For B2B purchasers, the strongest results usually come from working with a manufacturer that combines production consistency with technical support. When bulk supply, custom fabrication, or application-specific guidance is part of the project, a qualified composite manufacturer can help reduce risk before the order is placed and improve confidence in the final specification.

Frequently Asked Questions

What is the main advantage of an FRP dowel bar over steel?

The main advantage is corrosion resistance. In aggressive environments such as chloride exposure, wastewater facilities, or marine-adjacent structures, FRP helps eliminate the rust-related deterioration that can shorten the service life of steel dowels.

Can FRP dowel bars be customized for project requirements?

Yes. Many manufacturers can provide custom lengths, diameters, tolerances, and packaging for bulk orders. Buyers should confirm these options early, especially when the project requires engineering support or non-standard dimensions.

Are FRP dowel bars suitable for heavy-duty industrial applications?

They can be, provided the product is selected based on the slab design, expected loading, and service environment. The key is to verify that the material properties and dimensions match the performance demands of the application.

What should buyers ask an FRP dowel bar supplier before ordering?

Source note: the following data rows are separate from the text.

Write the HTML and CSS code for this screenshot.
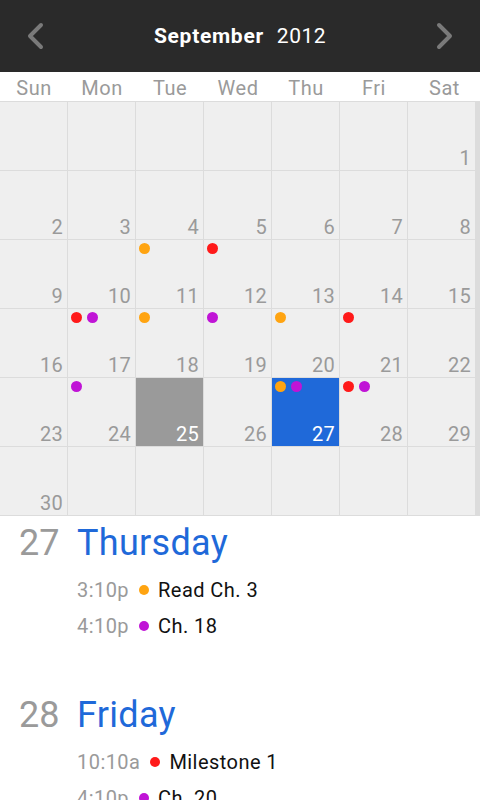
FILE: index.html
```html
<!DOCTYPE html>
<html>
<head>
<meta charset="utf-8">
<link rel="stylesheet" href="styles.css">
</head>
<body>
<div class="app">
  <header class="topbar">
    <svg class="chev" width="24" height="32" viewBox="0 0 24 32"><polyline points="17,5 6,16 17,27" fill="none" stroke="#7a7a7a" stroke-width="4" stroke-linecap="round" stroke-linejoin="round"/></svg>
    <div class="title"><span class="month">September</span><span class="year">2012</span></div>
    <svg class="chev" width="24" height="32" viewBox="0 0 24 32"><polyline points="7,5 18,16 7,27" fill="none" stroke="#7a7a7a" stroke-width="4" stroke-linecap="round" stroke-linejoin="round"/></svg>
  </header>
  <div class="weekdays">
    <span>Sun</span><span>Mon</span><span>Tue</span><span>Wed</span><span>Thu</span><span>Fri</span><span>Sat</span>
  </div>
  <div class="grid">
    <div class="cell"></div><div class="cell"></div><div class="cell"></div><div class="cell"></div><div class="cell"></div><div class="cell"></div>
    <div class="cell"><div class="dots"></div><span class="num">1</span></div>

    <div class="cell"><div class="dots"></div><span class="num">2</span></div>
    <div class="cell"><div class="dots"></div><span class="num">3</span></div>
    <div class="cell"><div class="dots"></div><span class="num">4</span></div>
    <div class="cell"><div class="dots"></div><span class="num">5</span></div>
    <div class="cell"><div class="dots"></div><span class="num">6</span></div>
    <div class="cell"><div class="dots"></div><span class="num">7</span></div>
    <div class="cell"><div class="dots"></div><span class="num">8</span></div>

    <div class="cell"><div class="dots"></div><span class="num">9</span></div>
    <div class="cell"><div class="dots"></div><span class="num">10</span></div>
    <div class="cell"><div class="dots"><i class="dot orange"></i></div><span class="num">11</span></div>
    <div class="cell"><div class="dots"><i class="dot red"></i></div><span class="num">12</span></div>
    <div class="cell"><div class="dots"></div><span class="num">13</span></div>
    <div class="cell"><div class="dots"></div><span class="num">14</span></div>
    <div class="cell"><div class="dots"></div><span class="num">15</span></div>

    <div class="cell"><div class="dots"></div><span class="num">16</span></div>
    <div class="cell"><div class="dots"><i class="dot red"></i><i class="dot purple"></i></div><span class="num">17</span></div>
    <div class="cell"><div class="dots"><i class="dot orange"></i></div><span class="num">18</span></div>
    <div class="cell"><div class="dots"><i class="dot purple"></i></div><span class="num">19</span></div>
    <div class="cell"><div class="dots"><i class="dot orange"></i></div><span class="num">20</span></div>
    <div class="cell"><div class="dots"><i class="dot red"></i></div><span class="num">21</span></div>
    <div class="cell"><div class="dots"></div><span class="num">22</span></div>

    <div class="cell"><div class="dots"></div><span class="num">23</span></div>
    <div class="cell"><div class="dots"><i class="dot purple"></i></div><span class="num">24</span></div>
    <div class="cell today"><div class="dots"></div><span class="num">25</span></div>
    <div class="cell"><div class="dots"></div><span class="num">26</span></div>
    <div class="cell selected"><div class="dots"><i class="dot orange"></i><i class="dot purple"></i></div><span class="num">27</span></div>
    <div class="cell"><div class="dots"><i class="dot red"></i><i class="dot purple"></i></div><span class="num">28</span></div>
    <div class="cell"><div class="dots"></div><span class="num">29</span></div>

    <div class="cell"><div class="dots"></div><span class="num">30</span></div>
    <div class="cell"></div><div class="cell"></div><div class="cell"></div><div class="cell"></div><div class="cell"></div><div class="cell"></div>
  </div>
  <div class="agenda">
    <section class="day">
      <div class="day-head"><span class="day-num">27</span><span class="day-name">Thursday</span></div>
      <div class="event"><span class="time">3:10p</span><i class="edot orange"></i><span class="etitle">Read Ch. 3</span></div>
      <div class="event"><span class="time">4:10p</span><i class="edot purple"></i><span class="etitle">Ch. 18</span></div>
    </section>
    <section class="day">
      <div class="day-head"><span class="day-num">28</span><span class="day-name">Friday</span></div>
      <div class="event"><span class="time">10:10a</span><i class="edot red"></i><span class="etitle">Milestone 1</span></div>
      <div class="event"><span class="time">4:10p</span><i class="edot purple"></i><span class="etitle">Ch. 20</span></div>
    </section>
  </div>
</div>
</body>
</html>
```
FILE: styles.css
```css
* { box-sizing: border-box; margin: 0; padding: 0; }
html, body { width: 480px; height: 800px; overflow: hidden; background: #fff; }
body { font-family: Roboto, "Noto Sans", sans-serif; }
.app { width: 480px; height: 800px; overflow: hidden; }

.topbar {
  height: 72px;
  background: #2a2a2a;
  display: flex;
  align-items: center;
  padding: 0 24px;
}
.chev { display: block; flex: none; }
.title {
  flex: 1;
  display: flex;
  justify-content: center;
  align-items: baseline;
  gap: 13px;
  color: #fff;
  font-size: 21px;
  letter-spacing: 0.5px;
  padding-bottom: 1px;
}
.month { font-weight: 700; letter-spacing: 0.7px; }
.year { font-weight: 400; }

.weekdays {
  height: 29px;
  display: grid;
  grid-template-columns: repeat(7, 68px);
  align-items: center;
  color: #9a9a9a;
  font-size: 20px;
  letter-spacing: 0.5px;
  line-height: 29px;
  padding-top: 2px;
}
.weekdays span { text-align: center; }
.weekdays span:last-child { padding-left: 5px; }

.grid {
  display: grid;
  grid-template-columns: repeat(7, 67px);
  grid-auto-rows: 68px;
  gap: 1px;
  padding: 1px 0;
  background: #dcdcdc;
  width: 480px;
}
.cell {
  background: #efefef;
  display: flex;
  flex-direction: column;
  justify-content: space-between;
  padding: 3px 4px 2px 3px;
}
.dots { display: flex; gap: 5px; height: 11px; }
.dot { display: block; width: 11px; height: 11px; border-radius: 50%; }
.num {
  align-self: flex-end;
  font-size: 20px;
  line-height: 20px;
  letter-spacing: 0.3px;
  color: #9a9a9a;
}
.cell.today { background: #9a9a9a; }
.cell.selected { background: #1f69d9; }
.cell.today .num, .cell.selected .num { color: #fff; }

.orange { background: #ffa411; }
.red { background: #ff1a1a; }
.purple { background: #c014d6; }

.agenda { padding-top: 5px; }
.day + .day { margin-top: 49px; }
.day-head {
  display: flex;
  align-items: baseline;
  height: 44px;
  line-height: 44px;
  font-size: 36px;
  margin-bottom: 7px;
}
.day-num { width: 77px; padding-left: 19px; color: #9a9a9a; }
.day-name { color: #1f69d9; letter-spacing: 0.3px; }
.event {
  display: flex;
  align-items: center;
  height: 36px;
  padding-left: 77px;
  font-size: 20px;
  letter-spacing: 0.45px;
}
.time { color: #9a9a9a; }
.edot { display: block; width: 10px; height: 10px; border-radius: 50%; margin: 0 9px 0 10px; }
.etitle { color: #111; }
```
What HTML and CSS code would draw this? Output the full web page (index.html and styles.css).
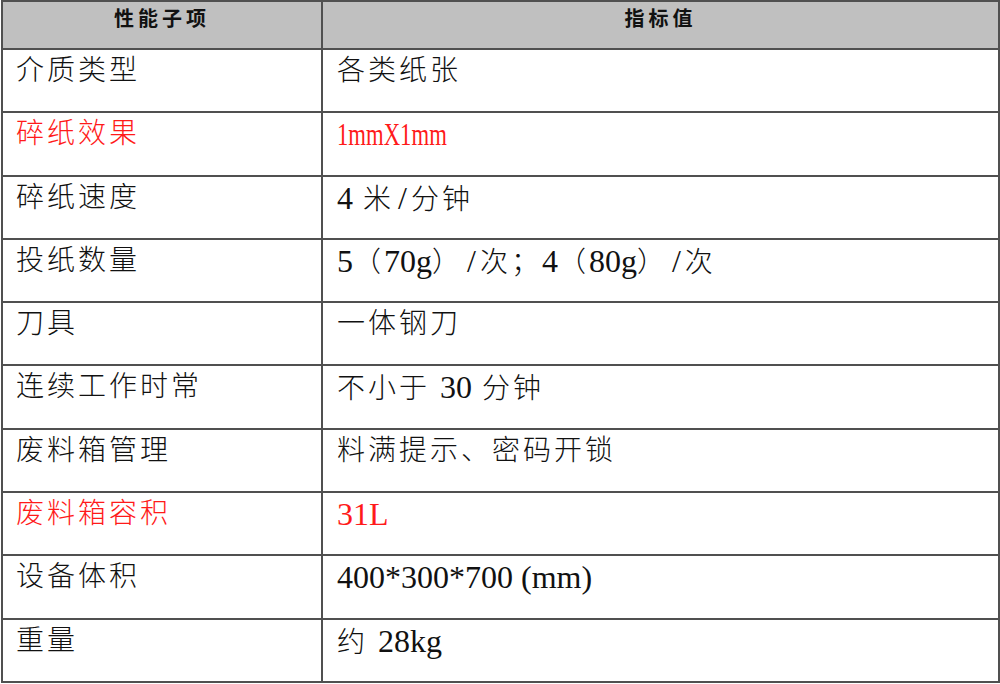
FILE: index.html
```html
<!DOCTYPE html>
<html lang="zh-CN">
<head>
<meta charset="utf-8">
<title>性能指标</title>
<link rel="stylesheet" href="styles.css">
</head>
<body>
<div class="spec">
  <div class="cell head">性能子项</div>
  <div class="cell head">指标值</div>

  <div class="cell">介质类型</div>
  <div class="cell">各类纸张</div>

  <div class="cell red">碎纸效果</div>
  <div class="cell red"><span class="lat narrow">1mmX1mm</span></div>

  <div class="cell">碎纸速度</div>
  <div class="cell"><span class="lat">4</span> 米<span class="lat sl">/</span>分钟</div>

  <div class="cell">投纸数量</div>
  <div class="cell"><span class="lat">5</span>（<span class="lat">70g</span>）<span class="lat sl">/</span>次；<span class="lat">4</span>（<span class="lat">80g</span>）<span class="lat sl">/</span>次</div>

  <div class="cell">刀具</div>
  <div class="cell">一体钢刀</div>

  <div class="cell">连续工作时常</div>
  <div class="cell">不小于 <span class="lat">30</span> 分钟</div>

  <div class="cell">废料箱管理</div>
  <div class="cell">料满提示、密码开锁</div>

  <div class="cell red">废料箱容积</div>
  <div class="cell red"><span class="lat">31L</span></div>

  <div class="cell">设备体积</div>
  <div class="cell"><span class="lat">400*300*700 (mm)</span></div>

  <div class="cell">重量</div>
  <div class="cell">约 <span class="lat">28kg</span></div>
</div>
</body>
</html>
```

FILE: styles.css
```css
html, body {
  margin: 0;
  padding: 0;
  background: #ffffff;
}

body {
  font-family: "Liberation Serif", "Noto Sans CJK SC", serif;
  color: #111111;
}

.spec {
  margin-left: 1px;
  width: 999px;
  height: 683px;
  box-sizing: border-box;
  padding: 2px;
  background: #505050;
  display: grid;
  grid-template-columns: 318px 1fr;
  grid-template-rows: 46px repeat(10, 1fr);
  gap: 2px;
}

.cell {
  background: #ffffff;
  font-size: 28px;
  font-weight: 300;
  letter-spacing: 3px;
  line-height: 34px;
  padding: 4px 0 0 13px;
  white-space: nowrap;
}

.cell:nth-child(even) {
  padding-left: 14px;
}

.head {
  background: #c0c0c0;
  font-family: "Noto Sans CJK SC", sans-serif;
  font-size: 20px;
  font-weight: 700;
  letter-spacing: 4px;
  line-height: 26px;
  padding: 3px 0 0 0;
  text-align: center;
}

.cell.head:nth-child(even) {
  padding-left: 0;
}

.red {
  color: #ff1a1a;
}

.lat {
  font-family: "Liberation Serif", serif;
  font-size: 32px;
  font-weight: 400;
  letter-spacing: 0;
}

.lat.sl {
  letter-spacing: 4px;
  padding-left: 4px;
}

.narrow {
  display: inline-block;
  transform: scaleX(0.71);
  transform-origin: left center;
}
```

Buyers should request technical datasheets, QA records, resin information, dimensional tolerances, and lead times. It is also wise to ask about pultrusion process control, customization capability, and recurring supply reliability.

Does lighter weight really make a difference during installation?

In many projects, yes. Lighter bars are easier to move, stage, and place, which can reduce worker fatigue and improve handling efficiency, particularly on large pours or repetitive joint installations.